> [Exercise description]:
Pick out every line in the data below that holds "using".

(Records with interface code)
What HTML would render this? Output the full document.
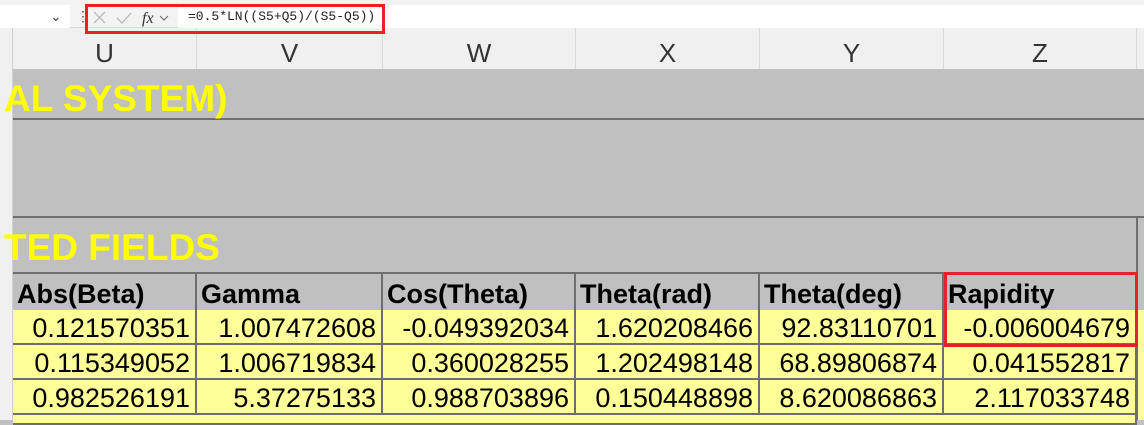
<!DOCTYPE html><html><head><style>
body{margin:0;width:1144px;height:420px;overflow:hidden;background:#c0c0c0;font-family:"Liberation Sans",Arial,sans-serif;position:relative}
div{position:absolute;box-sizing:border-box}
.h{top:28px;height:41px;background:#f0f0f0;border-right:1px solid #dadada;font-size:26px;color:#333;text-align:center;line-height:50px}
.t{color:#ffff00;font-weight:bold;font-size:37px}
.hd{top:272px;height:38px;border-right:2px solid #6e6e6e;border-top:2px solid #6e6e6e;font-weight:bold;font-size:27px;line-height:40px;padding-left:4px;color:#000;background:#c0c0c0;white-space:nowrap;overflow:hidden}
.d{height:35px;background:#ffff99;border-right:2px solid #6e6e6e;border-bottom:2px solid #6e6e6e;font-size:27px;text-align:right;padding-right:5px;line-height:36px;color:#000;white-space:nowrap}
</style></head><body>
<div style="left:0;top:0;width:1144px;height:28px;background:#f3f3f3;border-bottom:1px solid #d8d8d8"></div>
<div style="left:0;top:5px;width:70px;height:23px;background:#fff"></div>
<div style="left:50px;top:8px;font-size:14px;color:#444">&#8964;</div>
<div style="left:76px;top:8px;font-size:14px;color:#444">&#8942;</div>
<div style="left:178px;top:5px;width:966px;height:23px;background:#fff"></div>
<div style="left:188px;top:9px;font-family:'Liberation Mono',monospace;font-size:13px;color:#222">=0.5*LN((S5+Q5)/(S5-Q5))</div>
<svg style="position:absolute;left:92px;top:9px" width="90" height="18"><path d="M2 3l11 11M13 3L2 14" stroke="#bbb" stroke-width="1.3" fill="none"/><path d="M25 9l5 5 9-10" stroke="#bbb" stroke-width="1.3" fill="none"/><text x="50" y="14" font-family="Liberation Serif" font-style="italic" font-size="16" fill="#333">fx</text><path d="M68 7l4 4 4-4" stroke="#666" fill="none"/></svg>
<div class="h" style="left:13px;width:184px">U</div>
<div class="h" style="left:197px;width:186px">V</div>
<div class="h" style="left:383px;width:193px">W</div>
<div class="h" style="left:576px;width:184px">X</div>
<div class="h" style="left:760px;width:184px">Y</div>
<div class="h" style="left:944px;width:193px">Z</div>
<div class="h" style="left:1137px;width:10px"></div>
<div style="left:0;top:28px;width:13px;height:392px;background:#f0f0f0;border-right:1px solid #d0d0d0"></div>
<div style="left:85px;top:4px;width:300px;height:30px;border:3px solid #e8202a;z-index:5"></div>
<div style="left:13px;top:118px;width:1131px;height:2px;background:#6e6e6e"></div>
<div style="left:13px;top:216px;width:1131px;height:2px;background:#6e6e6e"></div>
<div style="left:1136px;top:218px;width:2px;height:202px;background:#6e6e6e"></div>
<div class="t" style="left:4px;top:78px">AL SYSTEM)</div>
<div class="t" style="left:4px;top:227px">TED FIELDS</div>
<div class="hd" style="left:13px;width:184px">Abs(Beta)</div>
<div class="hd" style="left:197px;width:186px">Gamma</div>
<div class="hd" style="left:383px;width:193px">Cos(Theta)</div>
<div class="hd" style="left:576px;width:184px">Theta(rad)</div>
<div class="hd" style="left:760px;width:184px">Theta(deg)</div>
<div class="hd" style="left:944px;width:193px">Rapidity</div>
<div class="d" style="left:13px;top:310px;width:184px">0.121570351</div>
<div class="d" style="left:197px;top:310px;width:186px">1.007472608</div>
<div class="d" style="left:383px;top:310px;width:193px">-0.049392034</div>
<div class="d" style="left:576px;top:310px;width:184px">1.620208466</div>
<div class="d" style="left:760px;top:310px;width:184px">92.83110701</div>
<div class="d" style="left:944px;top:310px;width:193px">-0.006004679</div>
<div class="d" style="left:13px;top:345px;width:184px">0.115349052</div>
<div class="d" style="left:197px;top:345px;width:186px">1.006719834</div>
<div class="d" style="left:383px;top:345px;width:193px">0.360028255</div>
<div class="d" style="left:576px;top:345px;width:184px">1.202498148</div>
<div class="d" style="left:760px;top:345px;width:184px">68.89806874</div>
<div class="d" style="left:944px;top:345px;width:193px">0.041552817</div>
<div class="d" style="left:13px;top:380px;width:184px">0.982526191</div>
<div class="d" style="left:197px;top:380px;width:186px">5.37275133</div>
<div class="d" style="left:383px;top:380px;width:193px">0.988703896</div>
<div class="d" style="left:576px;top:380px;width:184px">0.150448898</div>
<div class="d" style="left:760px;top:380px;width:184px">8.620086863</div>
<div class="d" style="left:944px;top:380px;width:193px">2.117033748</div>
<div class="d" style="left:13px;top:415px;width:1124px;height:10px;text-align:left"></div>
<div class="d" style="left:1138px;top:310px;width:10px;height:110px;border:none"></div>
<div style="left:944px;top:272px;width:194px;height:75px;border:3px solid #e8202a;z-index:5"></div>
</body></html>
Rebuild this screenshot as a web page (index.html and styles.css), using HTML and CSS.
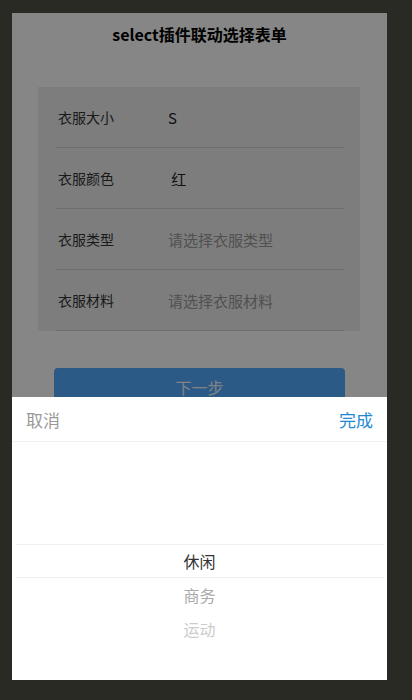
FILE: index.html
```html
<!DOCTYPE html>
<html lang="zh-CN">
<head>
    <meta charset="UTF-8">
    <meta name="viewport" content="width=device-width, initial-scale=1.0">
    <title>select插件联动选择表单</title>
    <link rel="stylesheet" href="styles.css">
</head>
<body>
    <div class="phone">
        <h1 class="title">select插件联动选择表单</h1>

        <div class="form-card">
            <div class="form-row">
                <span class="label">衣服大小</span>
                <span class="value">S</span>
            </div>
            <div class="form-row">
                <span class="label">衣服颜色</span>
                <span class="value">&nbsp;红</span>
            </div>
            <div class="form-row">
                <span class="label">衣服类型</span>
                <span class="value placeholder">请选择衣服类型</span>
            </div>
            <div class="form-row">
                <span class="label">衣服材料</span>
                <span class="value placeholder">请选择衣服材料</span>
            </div>
        </div>

        <button class="btn-next">下一步</button>

        <!-- picker mask + sheet -->
        <div class="mask"></div>
        <div class="picker">
            <div class="picker-header">
                <span class="picker-cancel">取消</span>
                <span class="picker-done">完成</span>
            </div>
            <div class="picker-wheel">
                <div class="wheel-highlight"></div>
                <ul class="wheel-list">
                    <li class="wheel-item selected">休闲</li>
                    <li class="wheel-item near">商务</li>
                    <li class="wheel-item far">运动</li>
                </ul>
            </div>
        </div>
    </div>
</body>
</html>
```

FILE: styles.css
```css
* {
    margin: 0;
    padding: 0;
    box-sizing: border-box;
    font-family: "Noto Sans CJK SC", "Noto Sans", sans-serif;
}

body {
    background-color: #2a2a25;
    padding: 13px 0 0 12px;
}

.phone {
    position: relative;
    width: 375px;
    height: 667px;
    background-color: #ffffff;
    overflow: hidden;
}

.title {
    height: 42px;
    line-height: 42px;
    text-align: center;
    font-size: 16px;
    font-weight: 700;
    color: #000;
}

.form-card {
    margin: 32px 27px 0 26px;
    padding: 0 16px 0 18px;
    background-color: #eeeeee;
}

.form-row {
    display: flex;
    align-items: center;
    height: 61px;
    padding-left: 2px;
    border-bottom: 1px solid #d2d2d2;
}

.label {
    width: 110px;
    font-size: 14px;
    color: #333;
}

.value {
    font-size: 15px;
    color: #222;
}

.placeholder {
    color: #999;
}

.btn-next {
    display: block;
    width: 291px;
    height: 38px;
    margin: 37px auto 0;
    border: none;
    border-radius: 4px;
    background-color: #54abff;
    color: #f4f8ff;
    font-size: 16px;
}

/* modal */
.mask {
    position: absolute;
    top: 0;
    left: 0;
    width: 100%;
    height: 100%;
    background: rgba(0, 0, 0, 0.475);
}

.picker {
    position: absolute;
    left: 0;
    bottom: 0;
    width: 100%;
    height: 283px;
    background-color: #fff;
}

.picker-header {
    display: flex;
    justify-content: space-between;
    align-items: center;
    height: 45px;
    padding: 0 14px;
    border-bottom: 1px solid #f2f2f2;
    font-size: 17px;
}

.picker-cancel {
    color: #999;
}

.picker-done {
    color: #1e8ad6;
}

.picker-wheel {
    position: relative;
    height: 238px;
    padding-top: 102px;
}

.wheel-highlight {
    position: absolute;
    top: 102px;
    left: 4px;
    right: 3px;
    height: 34px;
    border-top: 1px solid #f0f0f0;
    border-bottom: 1px solid #f0f0f0;
}

.wheel-list {
    list-style: none;
}

.wheel-item {
    height: 34px;
    line-height: 34px;
    text-align: center;
    font-size: 16px;
}

.selected {
    color: #333;
}

.near {
    color: #aaa;
}

.far {
    color: #ccc;
}
```
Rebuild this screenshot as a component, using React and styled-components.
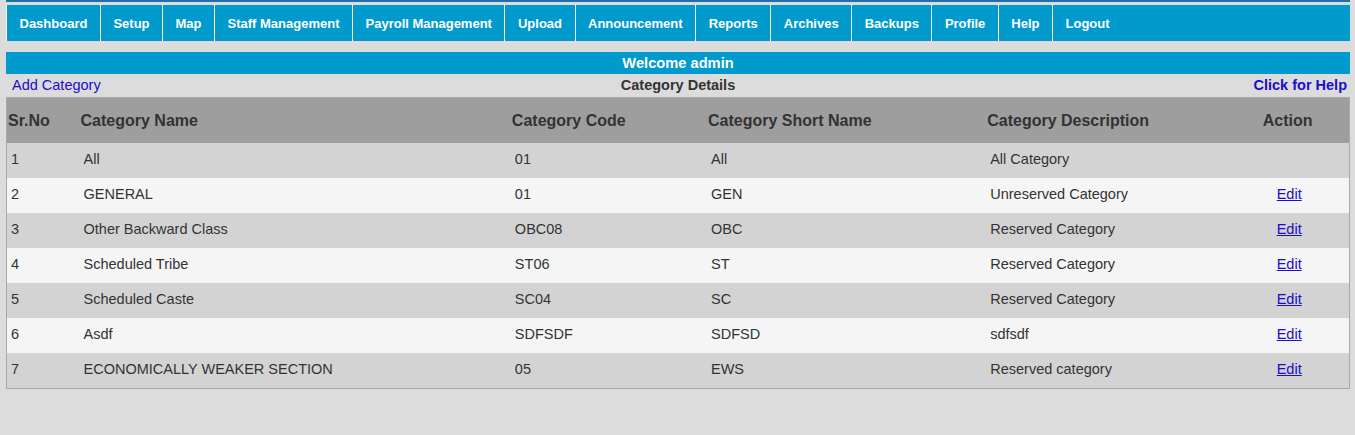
import React from "react";
import styled, { createGlobalStyle } from "styled-components";

const Global = createGlobalStyle`
  html, body { margin: 0; padding: 0; background: #dcdcdc; }
  body { font-family: "Liberation Sans", Arial, sans-serif; }
`;

const Page = styled.div`
  margin: 0 5px 0 6px;
`;

const TopStrip = styled.div`
  height: 2px;
  background: #1f6fa3;
  margin-bottom: 3px;
`;

const Nav = styled.nav`
  display: flex;
  height: 36px;
  background: #009acd;
`;

const NavItem = styled.a`
  display: flex;
  align-items: center;
  padding: 0 12.5px;
  border-left: 1px solid #ffffff;
  color: #ffffff;
  font-weight: bold;
  font-size: 13px;
  text-decoration: none;
  white-space: nowrap;
`;

const Welcome = styled.div`
  margin-top: 11px;
  height: 22px;
  background: #009acd;
  color: #ffffff;
  font-weight: bold;
  font-size: 14.67px;
  display: flex;
  align-items: center;
  justify-content: center;
`;

const SubBar = styled.div`
  height: 21px;
  padding-bottom: 2px;
  display: grid;
  grid-template-columns: 1fr auto 1fr;
  align-items: center;
  font-size: 14.5px;
`;

const LeftLink = styled.a`
  color: #1a0dcc;
  text-decoration: none;
  padding-left: 6px;
  justify-self: start;
`;

const Title = styled.span`
  font-weight: bold;
  color: #333333;
`;

const RightLink = styled.a`
  color: #1a0dcc;
  font-weight: bold;
  text-decoration: none;
  justify-self: end;
  padding-right: 3px;
`;

const Table = styled.table`
  width: 100%;
  border-collapse: collapse;
  table-layout: fixed;
  border: 1px solid #a9a9a9;
  font-size: 14.5px;
  color: #333333;
`;

const Th = styled.th`
  height: 45px;
  padding: 0 0 0 1px;
  background: #9e9e9e;
  font-size: 16px;
  font-weight: bold;
  color: #333333;
  text-align: ${(p) => (p.$center ? "center" : "left")};
  vertical-align: middle;
`;

const Tr = styled.tr`
  background: ${(p) => (p.$odd ? "#d3d3d3" : "#f5f5f5")};
`;

const Td = styled.td`
  height: 31px;
  padding: 0 0 4px 4px;
  text-align: ${(p) => (p.$center ? "center" : "left")};
  vertical-align: middle;
  white-space: nowrap;
`;

const EditLink = styled.a`
  color: #1a0dcc;
  text-decoration: underline;
`;

const navItems = [
  "Dashboard",
  "Setup",
  "Map",
  "Staff Management",
  "Payroll Management",
  "Upload",
  "Announcement",
  "Reports",
  "Archives",
  "Backups",
  "Profile",
  "Help",
  "Logout",
];

const rows = [
  ["1", "All", "01", "All", "All Category", false],
  ["2", "GENERAL", "01", "GEN", "Unreserved Category", true],
  ["3", "Other Backward Class", "OBC08", "OBC", "Reserved Category", true],
  ["4", "Scheduled Tribe", "ST06", "ST", "Reserved Category", true],
  ["5", "Scheduled Caste", "SC04", "SC", "Reserved Category", true],
  ["6", "Asdf", "SDFSDF", "SDFSD", "sdfsdf", true],
  ["7", "ECONOMICALLY WEAKER SECTION", "05", "EWS", "Reserved category", true],
];

export default function App() {
  return (
    <>
      <Global />
      <Page>
        <TopStrip />
        <Nav>
          {navItems.map((n) => (
            <NavItem key={n} href="#">
              {n}
            </NavItem>
          ))}
        </Nav>
        <Welcome>Welcome admin</Welcome>
        <SubBar>
          <LeftLink href="#">Add Category</LeftLink>
          <Title>Category Details</Title>
          <RightLink href="#">Click for Help</RightLink>
        </SubBar>
        <Table>
          <colgroup>
            <col style={{ width: 73 }} />
            <col style={{ width: 431 }} />
            <col style={{ width: 196 }} />
            <col style={{ width: 279 }} />
            <col style={{ width: 239 }} />
            <col style={{ width: 124 }} />
          </colgroup>
          <thead>
            <tr>
              <Th>Sr.No</Th>
              <Th>Category Name</Th>
              <Th>Category Code</Th>
              <Th>Category Short Name</Th>
              <Th>Category Description</Th>
              <Th $center>Action</Th>
            </tr>
          </thead>
          <tbody>
            {rows.map((r, i) => (
              <Tr key={r[0]} $odd={i % 2 === 0}>
                <Td>{r[0]}</Td>
                <Td>{r[1]}</Td>
                <Td>{r[2]}</Td>
                <Td>{r[3]}</Td>
                <Td>{r[4]}</Td>
                <Td $center>{r[5] ? <EditLink href="#">Edit</EditLink> : null}</Td>
              </Tr>
            ))}
          </tbody>
        </Table>
      </Page>
    </>
  );
}
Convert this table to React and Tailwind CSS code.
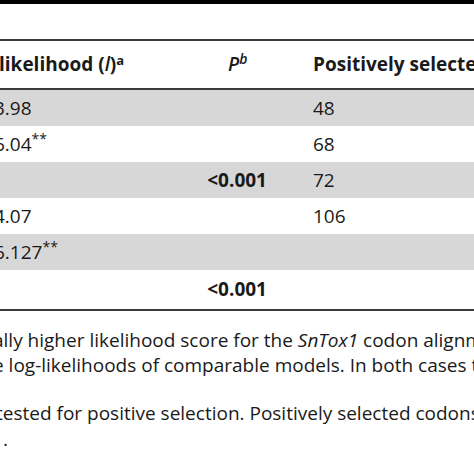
const rows = [
  { lik: "3.98", star: false, p: "", sel: "48", shade: true },
  { lik: "6.04", star: true, p: "", sel: "68", shade: false },
  { lik: "", p: "<0.001", sel: "72", shade: true },
  { lik: "4.07", star: false, p: "", sel: "106", shade: false },
  { lik: "6.127", star: true, p: "", sel: "", shade: true },
  { lik: "", p: "<0.001", sel: "", shade: false, last: true },
];

export default function App() {
  return (
    <div
      className="h-[474px] w-[474px] overflow-hidden bg-white text-[#1a1a1a]"
      style={{ fontFamily: "'Open Sans', 'Noto Sans', sans-serif" }}
    >
      <div className="h-[4px] bg-black" />
      <div className="h-[35px]" />
      <div className="h-[2px] bg-[#3a3a3a]" />

      {/* header */}
      <div className="flex h-[47px] items-center whitespace-nowrap text-[19px] font-bold">
        <div className="w-[200px] shrink-0 overflow-hidden">
          <span className="ml-[-1px] inline-block">
            likelihood (<span className="font-semibold italic">l</span>)
            <sup className="text-[13px]">a</sup>
          </span>
        </div>
        <div className="w-[113px] shrink-0 pl-[28px] font-semibold italic">
          P<sup className="text-[14px]">b</sup>
        </div>
        <div className="min-w-0 flex-1">Positively selected</div>
      </div>
      <div className="h-[2px] bg-[#3a3a3a]" />

      {rows.map((r, i) => (
        <div
          key={i}
          className={`flex items-center whitespace-nowrap text-[19px] ${
            r.shade ? "bg-[#d7d7d7]" : "bg-white"
          } ${r.last ? "h-[39px]" : "h-[36px]"}`}
        >
          <div className="w-[200px] shrink-0 overflow-hidden">
            {r.lik && (
              <span className="ml-[-6px] inline-block">
                {r.lik}
                {r.star && <sup className="text-[14px]">**</sup>}
              </span>
            )}
          </div>
          <div className="w-[67px] shrink-0 text-right font-bold">{r.p}</div>
          <div className="w-[46px] shrink-0" />
          <div className="min-w-0 flex-1">{r.sel}</div>
        </div>
      ))}
      <div className="h-[2px] bg-[#3a3a3a]" />

      {/* footnotes */}
      <div className="mt-[17px] whitespace-nowrap text-[19px] leading-[25px]">
        <div className="ml-[-7px]">
          ally higher likelihood score for the <span className="italic">SnTox1</span> codon alignment
        </div>
        <div className="ml-[-7px]">
          e log-likelihoods of comparable models. In both cases the
        </div>
        <div className="mt-[23px] ml-[-4px]">
          tested for positive selection. Positively selected codons for
        </div>
        <div className="ml-[3px] leading-[26px]">.</div>
      </div>
    </div>
  );
}
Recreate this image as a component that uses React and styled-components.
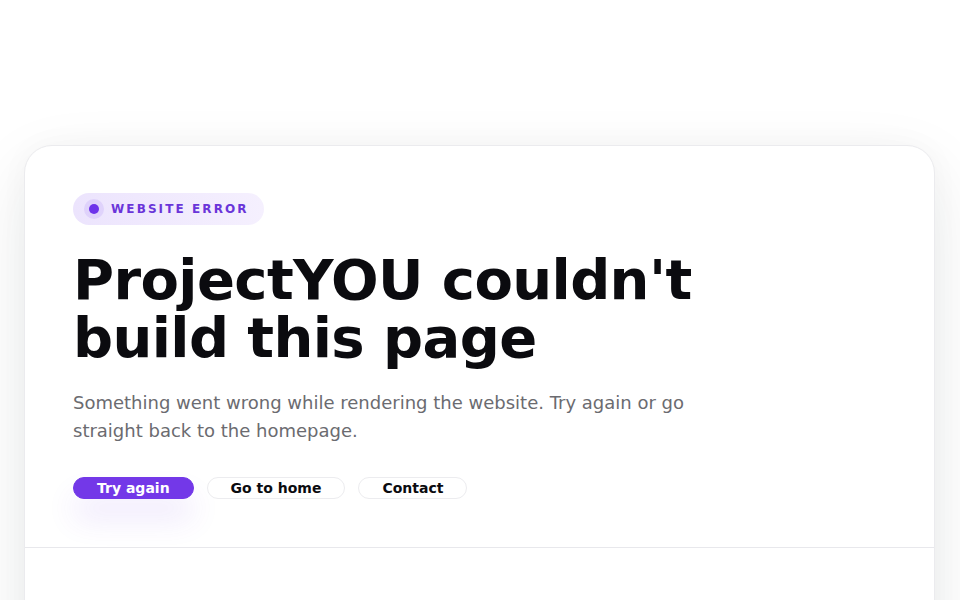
import React from "react";
import styled, { createGlobalStyle } from "styled-components";

const Global = createGlobalStyle`
  html, body {
    margin: 0;
    background: #ffffff;
    font-family: "DejaVu Sans", "Noto Sans", sans-serif;
  }
  * { box-sizing: border-box; }
`;

const Page = styled.div`
  min-height: 600px;
  padding: 145px 25px 0 24px;
  overflow: hidden;
`;

const Card = styled.div`
  background: #ffffff;
  border: 1px solid #ebebee;
  border-radius: 28px;
  box-shadow: 0 24px 70px rgba(20, 30, 30, 0.09), 0 0 30px rgba(20, 30, 30, 0.03);
  min-height: 520px;
`;

const Hero = styled.section`
  padding: 47px 48px 48px;
  border-bottom: 1px solid #e8e8ec;
`;

const Badge = styled.div`
  display: inline-flex;
  align-items: center;
  gap: 12px;
  height: 32px;
  padding: 0 15px 0 16px;
  border-radius: 999px;
  background: linear-gradient(90deg, #ece4fd, #f5f0fe);
  color: #6a35d9;
  font-size: 12px;
  font-weight: 700;
  letter-spacing: 2.1px;
`;

const Dot = styled.span`
  width: 10px;
  height: 10px;
  border-radius: 50%;
  background: #6d33ea;
  box-shadow: 0 0 0 5px rgba(124, 72, 240, 0.12);
`;

const Title = styled.h1`
  margin: 26px 0 0;
  font-size: 56px;
  line-height: 58px;
  font-weight: 700;
  letter-spacing: -0.6px;
  color: #0b0b0f;
  max-width: 680px;
`;

const Lead = styled.p`
  margin: 22px 0 0;
  max-width: 640px;
  font-size: 18px;
  line-height: 28px;
  color: #6b6b70;
`;

const Actions = styled.div`
  display: flex;
  gap: 13px;
  margin-top: 32px;
`;

const Button = styled.button`
  height: 22px;
  padding: 0 23px;
  border-radius: 999px;
  font-family: inherit;
  font-size: 14px;
  font-weight: 700;
  line-height: 20px;
  cursor: pointer;
  border: 1px solid ${(p) => (p.$primary ? "#7338e8" : "#ececef")};
  background: ${(p) => (p.$primary ? "#7338e8" : "#ffffff")};
  color: ${(p) => (p.$primary ? "#ffffff" : "#0b0b0f")};
  box-shadow: ${(p) =>
    p.$primary ? "0 20px 30px rgba(115, 56, 232, 0.12)" : "none"};
`;

export default function App() {
  return (
    <Page>
      <Global />
      <Card>
        <Hero>
          <Badge>
            <Dot />
            WEBSITE ERROR
          </Badge>
          <Title>ProjectYOU couldn't build this page</Title>
          <Lead>
            Something went wrong while rendering the website. Try again or go
            straight back to the homepage.
          </Lead>
          <Actions>
            <Button $primary>Try again</Button>
            <Button>Go to home</Button>
            <Button>Contact</Button>
          </Actions>
        </Hero>
      </Card>
    </Page>
  );
}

> [Written answer]:
Rebuild this screenshot as a web page (index.html and styles.css), using HTML and CSS.
Rebuild this screenshot as a component, using React and styled-components.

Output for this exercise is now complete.